Just six months after Reserve, ICI’s Money Market Working Group came forward with a solid set of recommendations to raise standards for credit quality, shorten portfolio maturities, increase disclosure, and impose liquidity standards on money market funds for the first time ever. Our funds voluntarily adopted those measures.

After the Money Market Working Group Report, the SEC followed through with reform of Rule 2a-7. It was a comprehensive update, implemented relatively quickly. Six months before Congress passed the Dodd-Frank Act, long before the rules to implement that law have been written, regulators had substantially closed the vulnerabilities exposed by the liquidity crisis that affected money market funds.

Now, our funds are more transparent, more resilient, and more liquid than ever. It’s important to remind ourselves of that.

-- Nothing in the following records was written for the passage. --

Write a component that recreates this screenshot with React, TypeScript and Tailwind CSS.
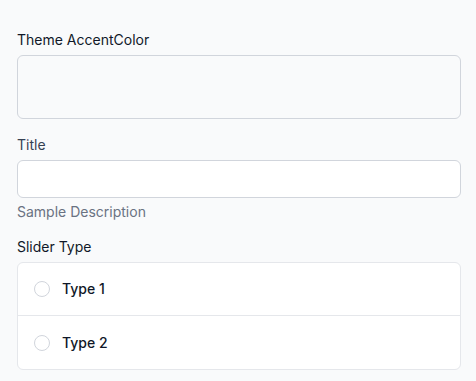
import React from "react";

export default function App() {
  return (
    <div
      className="min-h-[381px] w-full bg-[#f9fafb] pl-[17px] pr-[15px] pt-[30px] text-sm text-gray-900"
      style={{ fontFamily: "Inter, 'Noto Sans', sans-serif" }}
    >
      <div className="flex flex-col">
        <label className="mb-[5px] block leading-5 text-gray-900">Theme AccentColor</label>
        <div className="h-[64px] w-full rounded-md border border-gray-300" />
      </div>

      <div className="mt-4 flex flex-col">
        <label className="mb-[5px] block leading-5 text-gray-700">Title</label>
        <input
          type="text"
          className="h-[38px] w-full rounded-md border border-gray-300 bg-white px-3 text-sm outline-none"
        />
        <p className="mt-1 leading-5 text-gray-500">Sample Description</p>
      </div>

      <div className="mt-[15px] flex flex-col">
        <label className="mb-[5px] block leading-5 text-gray-900">Slider Type</label>
        <div className="w-full divide-y divide-gray-200 rounded-md border border-gray-200 bg-white">
          {["Type 1", "Type 2"].map((t) => (
            <label key={t} className="flex h-[53px] items-center px-4">
              <span className="h-4 w-4 rounded-full border border-gray-300 bg-white" />
              <span className="ml-3 font-medium text-gray-900">{t}</span>
            </label>
          ))}
        </div>
      </div>
    </div>
  );
}
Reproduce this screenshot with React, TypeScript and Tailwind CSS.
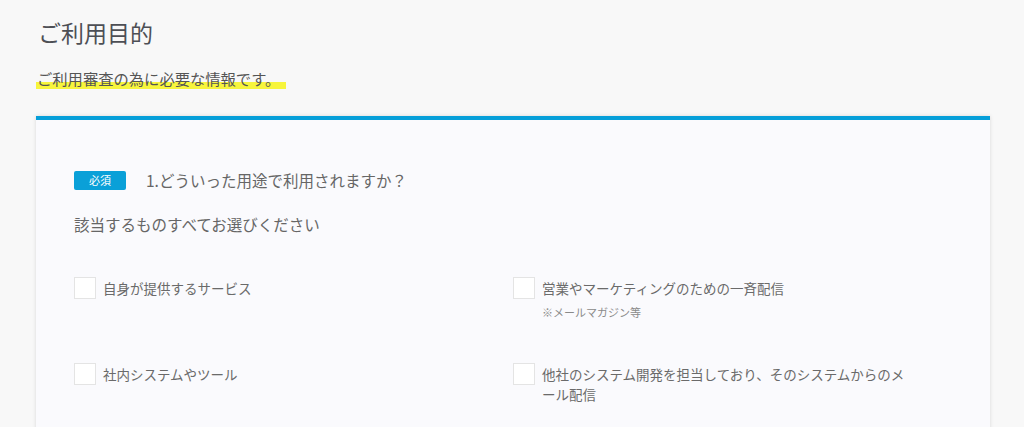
import React from "react";

const font = { fontFamily: '"Noto Sans CJK JP", "Noto Sans", sans-serif' };

function Item({ label, note }: { label: string; note?: string }) {
  return (
    <div className="flex items-start gap-[7px]">
      <div className="w-[22px] h-[22px] shrink-0 bg-white border border-[#e4e4e4]" />
      <div className="pt-[1px]">
        <div className="text-[13.5px] leading-[20px] text-[#6a6a6a] max-w-[372px]">{label}</div>
        {note && <div className="mt-[6px] text-[11px] leading-[16px] text-[#8a8a8a]">{note}</div>}
      </div>
    </div>
  );
}

export default function App() {
  return (
    <div className="w-[1024px] h-[427px] overflow-hidden bg-[#f8f8f8] pl-[36px] pr-[34px]" style={font}>
      <h1 className="pt-[16px] pl-[2px] text-[23px] leading-[32px] text-[#4d4f55] font-normal">ご利用目的</h1>
      <div className="mt-[18px]">
        <span className="inline-block h-[22px] leading-[22px] pl-[1px] pr-[6px] text-[15.3px] text-[#555] bg-[linear-gradient(transparent_68%,#f7f53c_68%)]">
          ご利用審査の為に必要な情報です。
        </span>
      </div>
      <div className="mt-[26px] bg-[#fafafd] border-t-4 border-[#069fd9] shadow-[0_0_4px_rgba(0,0,0,0.13)] px-[38px] pt-[51px] pb-[60px]">
        <div className="flex items-center gap-[20px] h-[19px]">
          <span className="w-[52px] h-[19px] rounded-[2px] bg-[#0aa0d8] text-white text-[11px] leading-[19px] text-center">必須</span>
          <span className="text-[15.5px] leading-[19px] text-[#666]">1.どういった用途で利用されますか？</span>
        </div>
        <div className="mt-[23px] text-[15.5px] leading-[22px] text-[#666]">該当するものすべてお選びください</div>
        <div className="mt-[42px] grid grid-cols-2 gap-y-[43px]">
          <Item label="自身が提供するサービス" />
          <Item label="営業やマーケティングのための一斉配信" note="※メールマガジン等" />
          <Item label="社内システムやツール" />
          <Item label="他社のシステム開発を担当しており、そのシステムからのメール配信" />
        </div>
      </div>
    </div>
  );
}
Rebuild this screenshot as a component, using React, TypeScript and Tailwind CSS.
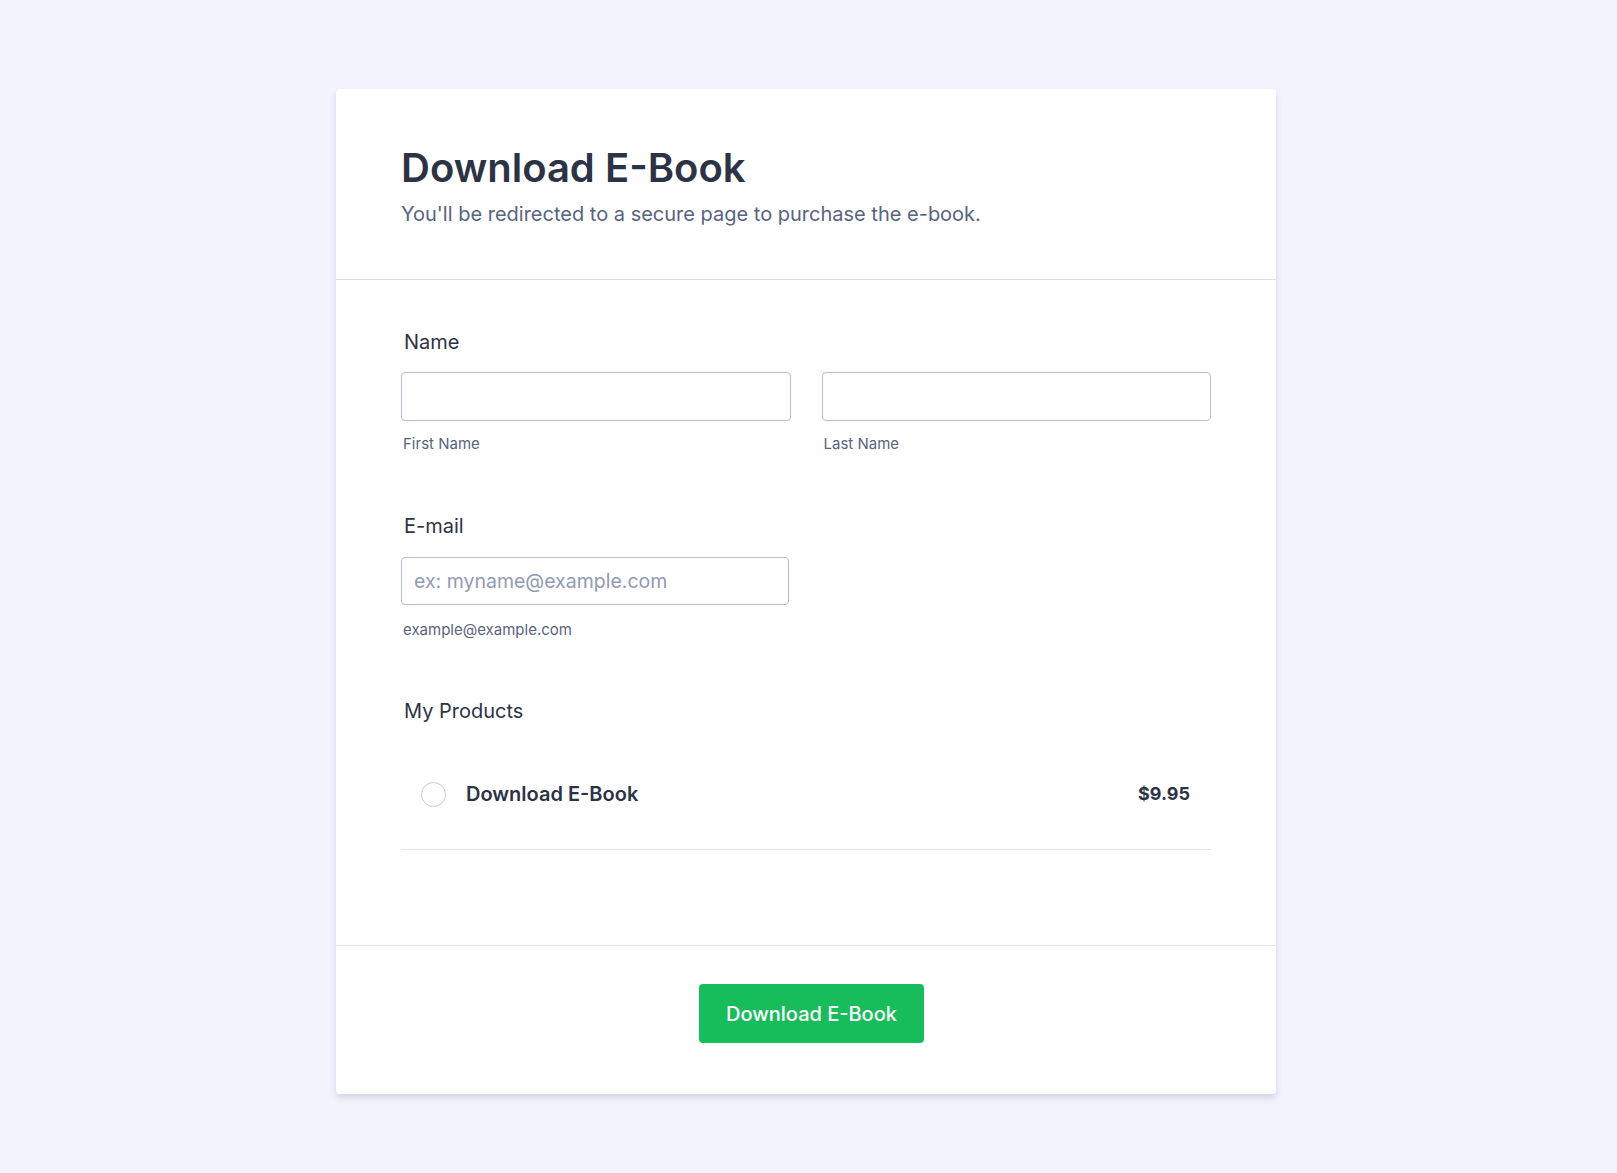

Let me just pause here to note how proud I am of the way we approached this issue. When bank failures caused the money markets to freeze and money market funds encountered problems, the mutual fund industry, led by ICI, dove in alongside the regulators to address them. And when the immediate crisis faded, we didn’t put our heads down and say, “OK—that’s over—now make it go away.”

Instead, we pulled our industry leaders together in six months of dedicated effort. They produced a substantial study that reconstructed the events, analyzed the weaknesses in markets and funds, and made solid recommendations—proposals that were not cost-free to our funds or their sponsors. We also responded to the Treasury Department’s call to examine the idea of a private emergency liquidity facility, devoting significant resources to fleshing that idea out in great detail. We’ve kept working the issue, right up to today’s conference. And of course, we won’t be stopping our efforts on behalf of these funds any time soon.

A second thing that we know, and we need to remind ourselves: money market funds don’t exist in a vacuum. The landscape in which they operate is very different today. The crisis has changed how other players in the money markets behave. And to the degree that financial regulatory reform has made banks and other financial institutions more secure, money market funds will be less susceptible to systemic problems, like the liquidity freeze in September 2008.

Finally, we have solid evidence that investors still value and prize the core features of money market funds—stability, simplicity, and convenience. How else can we explain the fact that institutional and individual shareholders still have a combined $2.7 trillion in money market funds—after months of yields near zero, and when those investors could get significantly higher returns in short-term bond funds with the click of a mouse?

This strong demand should give clear warning that we must get the balance right, because fundamental changes to this product will cause severe market disruptions.

In our sessions today, we’re going to take what we know and try to advance the debate. This morning, we’ll look at how the broad money markets and the competitive landscape have changed since the crisis. Page 3

After lunch, we’ll examine the impact of the SEC’s Rule 2a-7 reforms. Then we’ll look forward, as our final panel lays out everything we’ve learned about the leading ideas for further changes—ideas to bolster liquidity, provide various kinds of buffers for funds, or to change the structure of funds.

And throughout the day, the panelists want to hear what’s on your mind … to address the questions you have. So please participate and make this an interactive event. You’ll find blue cards where you can write your questions, and ICI staff will bring them up to the moderator.

It promises to be a day of stimulating discussion and learning, and I know you’re looking forward to it. So let’s get started, with our keynote speaker—Bill McNabb, Chairman and CEO of Vanguard Group.

Vanguard manages $1.7 trillion in U.S. mutual fund assets, including $162 billion in money market fund assets. Bill joined Vanguard in 1986, and became CEO in 2008. Bill and his colleagues at Vanguard have provided a trusted voice of reason throughout the financial crisis and the financial reform discussions that have followed. We are pleased to have here this morning to kick off our Summit with his keynote address. Please join me in welcoming Bill McNabb.